EXERCISE MATERIALS:
■ ■ ■ ■ ■ ■ ■
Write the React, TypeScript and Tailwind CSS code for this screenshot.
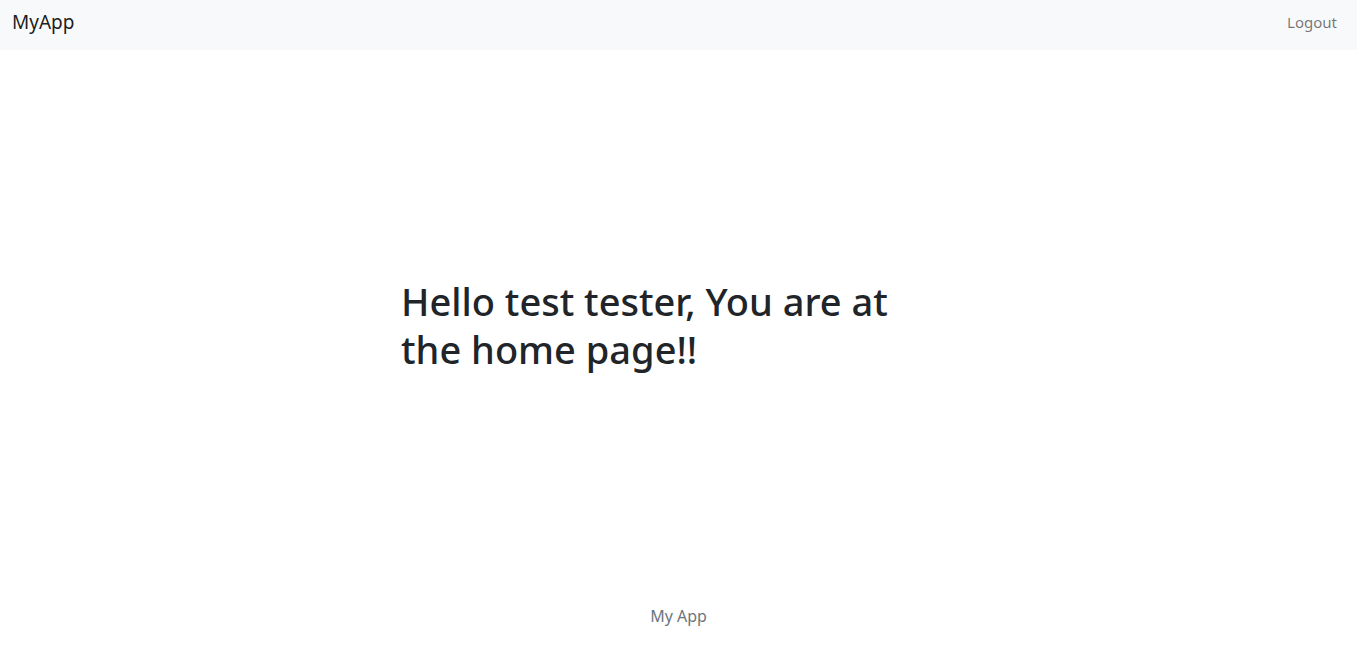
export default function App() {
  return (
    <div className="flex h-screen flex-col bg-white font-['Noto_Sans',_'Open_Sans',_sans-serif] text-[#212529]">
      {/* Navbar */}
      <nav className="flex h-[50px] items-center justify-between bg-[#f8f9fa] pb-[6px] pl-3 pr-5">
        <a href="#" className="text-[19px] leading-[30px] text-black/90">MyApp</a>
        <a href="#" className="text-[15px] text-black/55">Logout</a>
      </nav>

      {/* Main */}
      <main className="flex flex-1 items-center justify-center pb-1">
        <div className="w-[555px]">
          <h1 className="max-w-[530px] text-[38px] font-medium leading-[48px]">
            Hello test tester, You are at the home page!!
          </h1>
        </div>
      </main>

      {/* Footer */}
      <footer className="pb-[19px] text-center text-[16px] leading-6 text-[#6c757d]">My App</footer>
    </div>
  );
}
■ ■ ■ ■ ■ ■ ■
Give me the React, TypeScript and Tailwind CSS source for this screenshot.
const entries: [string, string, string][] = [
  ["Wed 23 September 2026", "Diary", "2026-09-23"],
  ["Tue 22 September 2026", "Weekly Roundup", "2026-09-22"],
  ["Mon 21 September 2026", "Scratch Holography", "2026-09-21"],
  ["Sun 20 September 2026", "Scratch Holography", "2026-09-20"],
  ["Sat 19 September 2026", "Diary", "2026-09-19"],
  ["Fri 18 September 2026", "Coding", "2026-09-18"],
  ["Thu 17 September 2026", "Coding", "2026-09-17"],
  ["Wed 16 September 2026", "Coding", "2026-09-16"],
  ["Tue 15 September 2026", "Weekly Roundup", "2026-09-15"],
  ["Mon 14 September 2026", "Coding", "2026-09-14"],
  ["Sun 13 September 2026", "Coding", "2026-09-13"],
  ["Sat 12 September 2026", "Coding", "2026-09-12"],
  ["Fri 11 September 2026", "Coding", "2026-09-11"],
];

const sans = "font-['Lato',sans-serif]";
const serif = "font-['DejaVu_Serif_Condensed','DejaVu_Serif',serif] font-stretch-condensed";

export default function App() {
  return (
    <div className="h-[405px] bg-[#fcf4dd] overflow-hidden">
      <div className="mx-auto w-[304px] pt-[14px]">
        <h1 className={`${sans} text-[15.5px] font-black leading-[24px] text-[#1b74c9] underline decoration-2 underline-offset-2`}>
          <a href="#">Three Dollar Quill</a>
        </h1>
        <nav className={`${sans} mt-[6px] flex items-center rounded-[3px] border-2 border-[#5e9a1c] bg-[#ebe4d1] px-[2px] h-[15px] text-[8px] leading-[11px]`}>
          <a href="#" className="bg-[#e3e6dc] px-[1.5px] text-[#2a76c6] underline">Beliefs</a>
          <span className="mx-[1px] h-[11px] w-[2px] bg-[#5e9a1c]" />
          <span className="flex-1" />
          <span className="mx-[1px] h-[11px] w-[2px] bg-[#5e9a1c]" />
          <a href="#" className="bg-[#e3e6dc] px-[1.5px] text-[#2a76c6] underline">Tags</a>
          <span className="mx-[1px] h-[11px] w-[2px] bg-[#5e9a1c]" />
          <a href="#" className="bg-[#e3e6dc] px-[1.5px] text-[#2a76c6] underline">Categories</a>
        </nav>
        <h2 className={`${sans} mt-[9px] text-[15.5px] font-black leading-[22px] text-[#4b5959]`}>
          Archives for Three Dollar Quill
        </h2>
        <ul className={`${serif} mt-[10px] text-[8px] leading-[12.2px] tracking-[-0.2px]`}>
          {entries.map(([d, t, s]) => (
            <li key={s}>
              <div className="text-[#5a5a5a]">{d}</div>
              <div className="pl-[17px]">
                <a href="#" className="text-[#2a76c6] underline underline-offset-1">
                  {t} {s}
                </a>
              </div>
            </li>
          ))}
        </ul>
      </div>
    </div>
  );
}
■ ■ ■ ■ ■ ■ ■
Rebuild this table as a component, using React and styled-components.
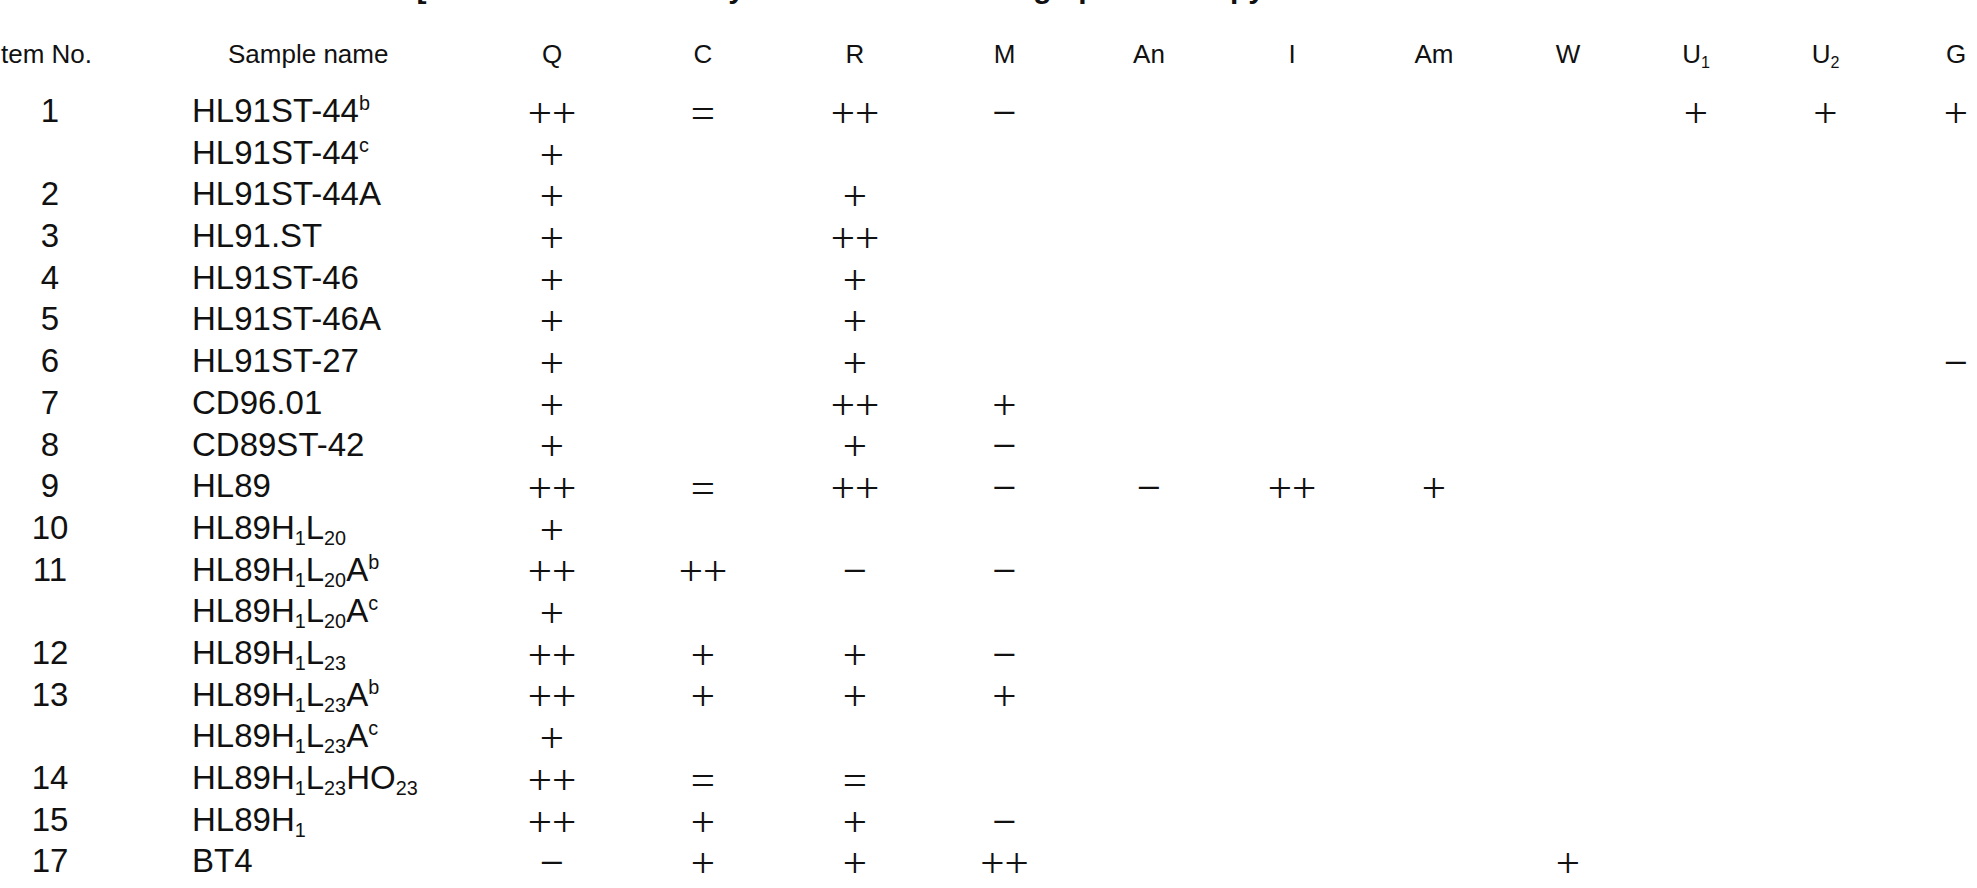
■ ■ ■ ■ ■ ■ ■
INSTRUCTIONS FOR THE TASK: Search the records above for the string "Tailwind". Copy every line that contains it.

TASK OUTPUT:
Write the React, TypeScript and Tailwind CSS code for this screenshot.
Give me the React, TypeScript and Tailwind CSS source for this screenshot.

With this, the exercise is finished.